«Para lá das Colinas» existe uma obra-prima!
Nos últimos anos, temos assistido a uma nova vaga de cineastas romenos que, de certa forma, contagiam a cinematografia mundial com o seu estilo severo e um tom realista cruzado com uma manifestação artística digna dos palcos teatrais: a mise-en-scène intimista. Esta ascensão de autores tem sido comparada a um fenómeno ocorrido em França nos anos 60 – falo, obviamente, da Nouvelle Vague –, uma elite de realizadores irreverentes que emergiram das sombras e desafiaram as mais variadas componentes do cinema mainstream e da produção de estúdio. Contudo, ainda que a Roménia não tenha exercido o mesmo impacto em termos de influências, só o tempo o dirá. Certo é que o cinema produzido naquele país tem sido distinguido pelo mundo inteiro, precisamente pelas suas características, que emanam o íntimo de uma nação ainda escondida entre as trevas.

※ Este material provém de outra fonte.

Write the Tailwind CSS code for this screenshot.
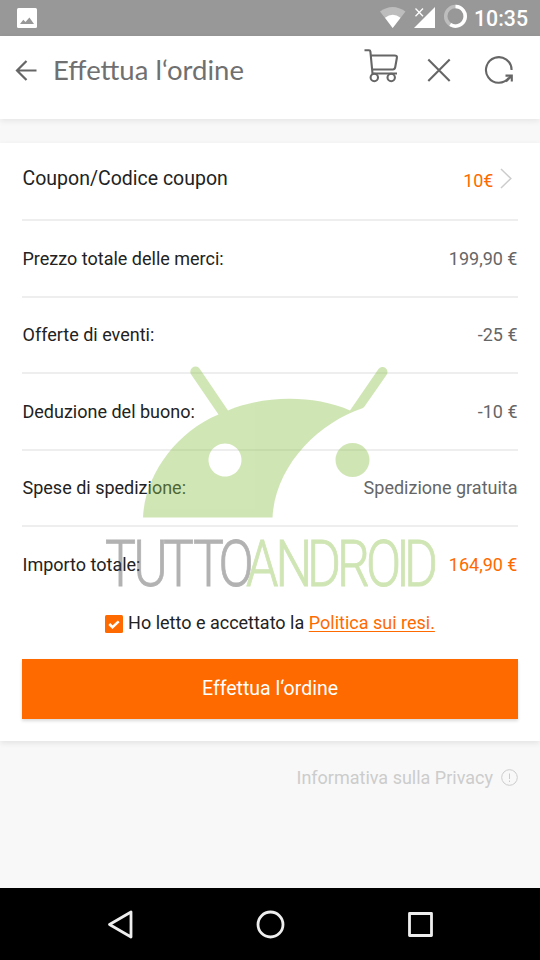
<!DOCTYPE html>
<html lang="it">
<head>
<meta charset="utf-8">
<title>Effettua l‘ordine</title>
<script src="https://cdn.jsdelivr.net/npm/@tailwindcss/browser@4"></script>
</head>
<body class="w-[540px] h-[960px] overflow-hidden bg-[#f8f8f8] font-[Roboto,sans-serif] text-[18px] text-[#222] flex flex-col relative">
  <!-- Status bar -->
  <div class="h-9 shrink-0 bg-[#989898] flex items-center text-white">
    <svg class="ml-[17px]" width="20" height="20" viewBox="0 0 20 20"><rect width="20" height="20" rx="1.5" fill="#fff"/><path d="M3 16l3.300-4.300 2.200 2.400 3.900-4.500L17 16z" fill="#989898"/></svg>
    <svg class="ml-auto" width="88" height="36" viewBox="0 0 88 36">
      <path d="M0 11.500Q12.500 2.500 25.500 11.500L12.700 28z" fill="#bdbdbd"/>
      <path d="M5 17.800Q12.700 11.800 20.500 17.800L12.700 28z" fill="#fff"/>
      <path d="M55 7V28H34z" fill="#fff"/>
      <path d="M35.500 8.500l7.500 7.800M43 8.500l-7.500 7.800" stroke="#fff" stroke-width="1.300"/>
      <circle cx="75.500" cy="16.300" r="9.800" fill="none" stroke="#bdbdbd" stroke-width="3.500"/>
      <path d="M75.500 6.500A9.800 9.800 0 1 1 70.200 24.600" fill="none" stroke="#fff" stroke-width="3.500"/>
    </svg>
    <span class="ml-[6px] mr-[12px] mt-[2px] w-[54px] text-[21.300px] font-medium whitespace-nowrap">10:35</span>
  </div>
  <!-- Page header -->
  <header class="h-[83px] shrink-0 bg-white shadow-[0_2px_6px_rgba(0,0,0,0.08)] flex items-start text-[#707070] relative">
    <svg class="ml-[15px] mt-[23px]" width="23" height="22" viewBox="0 0 23 22" fill="none" stroke="#666" stroke-width="2.200"><path d="M21.500 11.500H2.500M11.500 2L2 11.500l9.500 9.500"/></svg>
    <h1 class="ml-[15px] mt-[16px] font-[Lato,sans-serif] text-[27.500px] leading-9 whitespace-nowrap">Effettua l‘ordine</h1>
    <svg class="absolute left-[364px] top-[12px]" width="152" height="38" viewBox="0 0 152 38" fill="none" stroke="#666" stroke-width="2.100">
      <path d="M.5 2.300h4.500q1.300 0 1.400 1.300L8.500 25.500H33M7 7.500h23.500q2.800 0 2.400 2.200L31.200 19.300q-.4 2.200-2.400 2.200H8.300"/>
      <circle cx="10.300" cy="29.500" r="3.700"/><circle cx="27.200" cy="29.500" r="3.700"/>
      <path d="M64.300 11.500l21.400 21.400M85.700 11.500L64.300 32.900"/>
      <path d="M147.600 22A12.800 12.800 0 1 0 145 29.700"/><path d="M141.500 27.600h6.300v5.800M147.500 28l-5.500 5.500"/>
    </svg>
  </header>
  <!-- Order summary -->
  <main class="mt-6 h-[598px] shrink-0 bg-white shadow-[0_2px_6px_rgba(0,0,0,0.09)] px-[22px] flex flex-col">
    <div class="h-[78px] shrink-0 border-b-2 border-[#eee] flex justify-between pl-[.5px]">
      <span class="text-[19.500px] leading-[72px]">Coupon/Codice coupon</span>
      <span class="flex text-[#ff6a00] leading-[76px] pr-[6.500px]">10€<svg class="ml-[6px] mt-[25px]" width="12" height="21" viewBox="0 0 12 21" fill="none" stroke="#ccc" stroke-width="1.500"><path d="M1 1l9.800 9.500L1 20"/></svg></span>
    </div>
    <div class="h-[76.500px] shrink-0 border-b-2 border-[#eee] flex items-center justify-between px-[.5px]"><span>Prezzo totale delle merci:</span><span class="text-[#666]">199,90 €</span></div>
    <div class="h-[76.500px] shrink-0 border-b-2 border-[#eee] flex items-center justify-between px-[.5px]"><span>Offerte di eventi:</span><span class="text-[#666]">-25 €</span></div>
    <div class="h-[76.500px] shrink-0 border-b-2 border-[#eee] flex items-center justify-between px-[.5px]"><span>Deduzione del buono:</span><span class="text-[#666]">-10 €</span></div>
    <div class="h-[76.500px] shrink-0 border-b-2 border-[#eee] flex items-center justify-between px-[.5px]"><span>Spese di spedizione:</span><span class="text-[#666]">Spedizione gratuita</span></div>
    <div class="h-[75px] shrink-0 flex items-center justify-between px-[.5px]"><span>Importo totale:</span><span class="text-[#ff6a00]">164,90 €</span></div>
    <div class="h-[40px] shrink-0 flex items-center justify-center whitespace-nowrap">
      <svg class="mr-[5px] mt-[4px]" width="18" height="18" viewBox="0 0 18 18"><rect width="18" height="18" rx="1.500" fill="#ff6a00"/><path d="M4.300 9l3.200 3.200L13.700 6.300" fill="none" stroke="#fff" stroke-width="2.500"/></svg>
      <span>Ho letto e accettato la <a class="text-[#ff6a00] underline underline-offset-2">Politica sui resi.</a></span>
    </div>
    <button class="mt-[17px] h-[60px] shrink-0 bg-[#ff6a00] text-white text-[19.500px] shadow-[0_2px_3px_rgba(0,0,0,0.15)]">Effettua l‘ordine</button>
  </main>
  <div class="mt-[24px] h-6 flex items-center justify-end text-[#ccc] pr-[22px]">
    <span>Informativa sulla Privacy</span>
    <svg class="ml-[8px] mt-px" width="17" height="17" viewBox="0 0 17 17" fill="none" stroke="#ccc"><circle cx="8.500" cy="8.500" r="7.800"/><path d="M8.500 4.500v5.500M8.500 11.500v1.500"/></svg>
  </div>
  <!-- Navigation bar -->
  <nav class="mt-auto h-[72px] shrink-0 bg-black flex items-center justify-center gap-[122px]">
    <svg width="28" height="30" viewBox="0 0 28 30" fill="none" stroke="#eee" stroke-width="2.800" stroke-linejoin="round"><path d="M26 3V28L4.500 15.500z"/></svg>
    <svg width="30" height="30" viewBox="0 0 30 30" fill="none" stroke="#eee" stroke-width="2.800"><circle cx="15.500" cy="15.500" r="12.500"/></svg>
    <svg width="28" height="30" viewBox="0 0 28 30" fill="none" stroke="#eee" stroke-width="2.800" stroke-linejoin="round"><rect x="2.500" y="4.500" width="22" height="22"/></svg>
  </nav>
  <!-- Watermark over the summary -->
  <svg class="absolute left-0 top-0 pointer-events-none" width="540" height="888" viewBox="0 0 540 888">
    <g opacity=".42" fill="#8fc34f">
      <path fill-rule="evenodd" d="M143 517.500C145 475 176 432 218.500 414.500L191.500 375A5 5 0 0 1 199.500 368.500L228 410.500C262 396 312 394 350 410.500L378.500 369A5 5 0 0 1 386.500 375L364.500 406.500L363 408C318 423 275 466 272.500 517.500zM225 443.500a16.500 16.500 0 1 0 .01 0z"/>
      <circle cx="352.500" cy="460" r="17"/>
      <g transform="scale(.81 1)" font-family="Roboto" font-weight="300" font-size="64" stroke-width=".9">
        <text x="129.600 164.800 201.200 238.300 269.800" y="586.300" fill="#4a4a4a" stroke="#4a4a4a">TUTTO</text>
        <text x="303.700 340.100 379 416 451.900 488.900 498.800" y="586.300" stroke="#8fc34f">ANDROID</text>
      </g>
    </g>
  </svg>
</body>
</html>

Narrativamente rígido, o cinema romeno – como é o caso deste “Beyond the Hills” (“Para lá das Colinas”), de Cristian Mungiu – contrasta com o realismo norte-americano. O espectador está por sua conta, ditando julgamentos ou acompanhando o enredo sem que a obra ceda ao facilitismo, ofereça explicações ou manifeste compaixão pelas suas personagens. É um mundo cinematográfico cruel, sem piedade nem clemência para com o público.

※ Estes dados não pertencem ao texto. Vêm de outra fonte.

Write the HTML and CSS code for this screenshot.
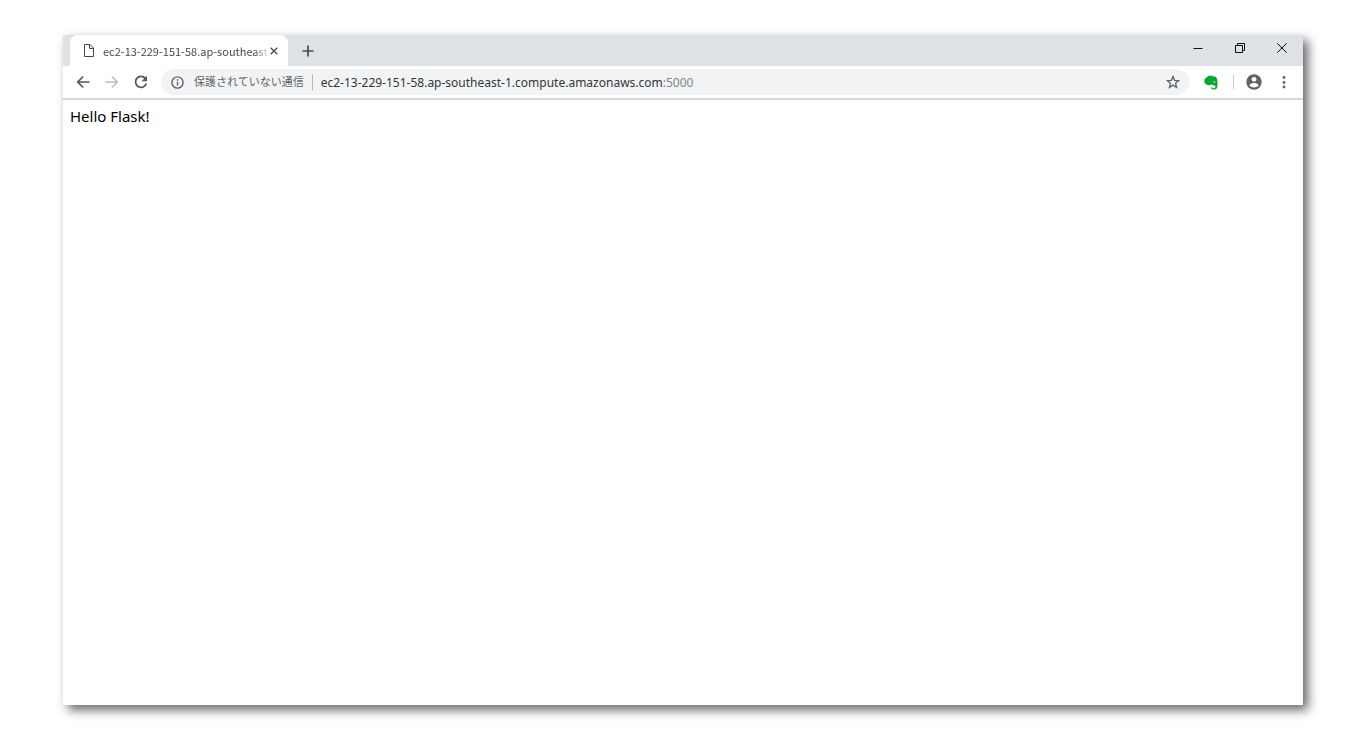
FILE: index.html
```html
<!DOCTYPE html>
<html lang="ja">
<head>
<meta charset="UTF-8">
<meta name="viewport" content="width=device-width, initial-scale=1.0">
<title>ec2-13-229-151-58.ap-southeast-1.compute.amazonaws.com:5000</title>
<link rel="stylesheet" href="styles.css">
</head>
<body>

<div class="window">
    <header class="tabs">
        <div class="tab">
            <svg class="page-icon" width="10" height="13" viewBox="0 0 10 13"><path d="M.5.5h5.500l3.500 3.500v8.500h-9zM5.500.5v4h4" fill="none" stroke="#45494d"/></svg>
            <span class="tab-title">ec2-13-229-151-58.ap-southeast</span>
            <button class="icon tab-close" aria-label="タブを閉じる">
                <svg width="8" height="8" viewBox="0 0 8 8"><path d="M.7.7l6.600 6.600M7.300.7L.7 7.300" stroke="#45494d" stroke-width="1.300"/></svg>
            </button>
        </div>
        <button class="icon new-tab" aria-label="新しいタブ">
            <svg width="12" height="12" viewBox="0 0 12 12"><path d="M6 .5v11M.5 6h11" stroke="#45494d" stroke-width="1.700"/></svg>
        </button>
        <div class="window-buttons">
            <button class="icon" aria-label="最小化">
                <svg width="10" height="10" viewBox="0 0 10 10"><path d="M.5 5.500h9" stroke="#111"/></svg>
            </button>
            <button class="icon" aria-label="元に戻す">
                <svg width="10" height="10" viewBox="0 0 10 10"><path d="M.5 2.500h7v7h-7zM2.500 2.500v-2h7v7h-2" fill="none" stroke="#111"/></svg>
            </button>
            <button class="icon" aria-label="閉じる">
                <svg width="10" height="10" viewBox="0 0 10 10"><path d="M.3.3l9.400 9.400M9.700.3L.3 9.700" stroke="#111"/></svg>
            </button>
        </div>
    </header>

    <nav class="toolbar">
        <button class="icon nav" aria-label="戻る">
            <svg width="14" height="14" viewBox="0 0 14 14"><path d="M13.500 7H2M7.200 1.500L1.700 7l5.500 5.500" fill="none" stroke="#54585c" stroke-width="1.700"/></svg>
        </button>
        <button class="icon nav" aria-label="進む" disabled>
            <svg width="14" height="14" viewBox="0 0 14 14"><path d="M.5 7H12M6.800 1.500L12.300 7l-5.500 5.500" fill="none" stroke="#babcbe" stroke-width="1.600"/></svg>
        </button>
        <button class="icon nav" aria-label="再読み込み">
            <svg width="14" height="14" viewBox="0 0 14 14"><path d="M11.300 3.400A5.500 5.500 0 1 0 12.300 8.500" fill="none" stroke="#54585c" stroke-width="1.800"/><path d="M13 .8v5.500H7.500z" fill="#54585c"/></svg>
        </button>
        <div class="address">
            <svg width="13" height="13" viewBox="0 0 13 13"><circle cx="6.500" cy="6.500" r="5.600" fill="none" stroke="#5f6368" stroke-width="1.400"/><path d="M6.500 5.800v3.800M6.500 3.300v1.400" stroke="#5f6368" stroke-width="1.400"/></svg>
            <label class="security" for="url">保護されていない通信</label>
            <input class="url" id="url" type="text" spellcheck="false" value="ec2-13-229-151-58.ap-southeast-1.compute.amazonaws.com">
            <span class="port">:5000</span>
            <button class="icon star" aria-label="ブックマーク">
                <svg width="14" height="14" viewBox="0 0 14 14"><path d="M7 1.500l1.600 3.800 4.100.3-3.100 2.700 1 4L7 10.100l-3.600 2.200 1-4-3.100-2.700 4.100-.3z" fill="none" stroke="#5f6368" stroke-width="1.300"/></svg>
            </button>
        </div>
        <button class="icon clip" aria-label="Evernote">
            <svg width="14" height="15" viewBox="0 0 14 15"><path d="M4.200.9C5.500.1 7.600.2 8.400 1.300c1.300.1 2.800.3 3.700.9.900.6 1.400 3.200 1.400 6.300 0 3.200-.6 6-2.500 6H9.200C7.700 14.500 7 13.500 7 12.600l1.300-.4c0 .7.500 1.100 1.100 1.100h.8c.9 0 1.200-.8 1.200-1.500 0-1-.8-1.600-1.800-1.600-1.300 0-2-.4-2.300-1.200C7 9.700 6.400 10.300 5.600 10.200 3 10 1.300 9.500.8 8 .4 6.500.3 5 .5 4.200z" fill="#00a82d"/><path d="M9.200 7.300q1-2 2.500.1zM8.300 11h2.200v1.200H8.300z" fill="#fff"/></svg>
        </button>
        <span class="divider"></span>
        <button class="icon profile" aria-label="プロフィール">
            <svg width="16" height="16" viewBox="0 0 16 16"><circle cx="8" cy="8" r="7.700" fill="#5f6368"/><circle cx="8" cy="5.300" r="2.400" fill="#fff"/><path d="M3.300 11.200C4 9.600 6.500 9 8 9s4 .6 4.700 2.200C11.500 12.800 9.800 13.400 8 13.400s-3.500-.6-4.700-2.200z" fill="#fff"/></svg>
        </button>
        <button class="icon more" aria-label="メニュー">
            <svg width="4" height="14" viewBox="0 0 4 14"><g fill="#5f6368"><circle cx="2" cy="2.500" r="1.400"/><circle cx="2" cy="7.500" r="1.400"/><circle cx="2" cy="12" r="1.400"/></g></svg>
        </button>
    </nav>

    <main class="page">Hello Flask!</main>
</div>

</body>
</html>
```
FILE: styles.css
```css
* {
    box-sizing: border-box;
}
body {
    display: flex;
    min-height: 100vh;
    margin: 0;
    padding: 35px 63px 33px;
    background-color: #fff;
    font-family: "Noto Sans", "Noto Sans CJK JP", sans-serif;
}
.window {
    flex: 1;
    display: flex;
    flex-direction: column;
    min-width: 0;
    background-color: #fff;
    box-shadow: 5px 5px 10px rgba(0, 0, 0, 0.6);
}
svg {
    display: block;
    flex: none;
}
.icon {
    display: flex;
    align-items: center;
    justify-content: center;
    flex: none;
    padding: 0;
    border: none;
    background: none;
}

/* tab strip */
.tabs {
    display: flex;
    height: 31px;
    padding-left: 7px;
    background-color: #dee1e6;
}
.tab {
    display: flex;
    align-items: center;
    width: 218px;
    padding: 0 10px 0 14px;
    border-radius: 8px 8px 0 0;
    background-color: #fff;
}
.tab-title {
    flex: 1;
    margin-left: 9px;
    white-space: nowrap;
    font-family: "Noto Sans CJK JP", sans-serif;
    font-size: 11px;
    line-height: 16px;
    color: #45494d;
    -webkit-mask-image: linear-gradient(to left, transparent, #000 16px);
    mask-image: linear-gradient(to left, transparent, #000 16px);
}
.tab-close {
    width: 8px;
}
.new-tab {
    width: 40px;
}
.window-buttons {
    display: flex;
    margin-left: auto;
    height: 26px;
}
.window-buttons .icon {
    width: 42px;
}

/* toolbar */
.toolbar {
    display: flex;
    align-items: center;
    height: 34px;
    padding: 0 8px 0 5px;
    border-bottom: 2px solid #d5d6d8;
}
.nav {
    width: 29px;
    height: 28px;
}
.address {
    flex: 1;
    display: flex;
    align-items: center;
    min-width: 0;
    height: 26px;
    margin-left: 6px;
    padding: 0 9px 0 10px;
    border-radius: 13px;
    background-color: #f1f3f4;
    font-size: 12px;
}
.security {
    margin-left: 10px;
    padding-right: 8px;
    border-right: 1px solid #b5b7ba;
    font-size: 11px;
    line-height: 16px;
    color: #5f6368;
    white-space: nowrap;
}
.url {
    field-sizing: content;
    margin-left: 8px;
    padding: 0;
    border: none;
    outline: none;
    background: none;
    font: inherit;
    color: #34373a;
}
.port {
    color: #80868b;
}
.star {
    margin-left: auto;
}
.clip {
    width: 30px;
    margin-left: 7px;
}
.divider {
    width: 1px;
    height: 14px;
    margin-left: 7px;
    background-color: #c8cacd;
}
.profile {
    width: 30px;
    margin-left: 5px;
}
.more {
    width: 22px;
    margin-left: 4px;
}

/* page */
.page {
    flex: 1;
    padding: 4px 7px;
    font-size: 15px;
    line-height: 24px;
    color: #000;
}
```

Cristian Mungiu, que há alguns anos apresentara o drama de duas jovens confrontadas com as ilegalidades do aborto no premiado “4 Months, 3 Weeks, 2 Days” (2007), mantém-se fiel à sua abordagem severa em “Beyond the Hills”. Nesta nova incursão cinematográfica, convida-nos a mergulhar ainda mais fundo nas trevas que assolam um país cinzento, frágilmente intrínseco e ausente, traçando um debate parcial sobre a disputa entre Religião e Medicina, sem jamais pender para um dos lados.
Mungiu leva-nos ao reencontro de duas amigas que cresceram juntas num orfanato. Alina (Cristina Flutur) regressa à Roménia após anos de trabalho na Alemanha e pede abrigo a Voichita (Cosmina Stratan), agora freira num convento ortodoxo. A jovem é recebida com frieza pelas outras religiosas e, sobretudo, pelo sacerdote. Voichita tenta protegê-la, mas os seus esforços revelam-se vãos face ao julgamento alheio. A situação agrava-se quando Alina é diagnosticada com uma espécie de esquizofrenia e o hospital local se recusa a interná-la. Sem outro refúgio, vê-se forçada a permanecer no remoto convento, onde os seus ataques de histeria e violência se intensificam. A medicação é interrompida, a comunidade teme-na e o sacerdote decide exorcizá-la.
Com um leque de atores de bandar os céus e responder com exatidão o naturalismo requisitado, a dupla protagonista constrói uma cumplicidade frágil e obsessiva. Mungiu orquestra um ensaio dramático de proporções quase épicas. “Beyond the Hills” surpreende pela forma como apresenta estas suas personagens, registando-as na história através de planos que exprimem o melhor da mise-en-scène e de um argumento que, por vezes, desafia a austeridade narrativa. o espectador encontra-se forçado a magicar o visto e o não-visto, tendo o fora-de-plano desempenhar esse papel importante no realismo ditado, um realismo o qual não somos onipresentes nem omniscientes, apenas embebem daquilo que a fonte nos dá.
Intenso, ambíguo e, por momentos, intrusivo, este é mais uma prova do talento do realizador romeno, que parece destinado a liderar uma nova vaga de cineastas estilisticamente maduros. O novo cinema romeno atinge aqui um novo patamar. Fantasmagórico!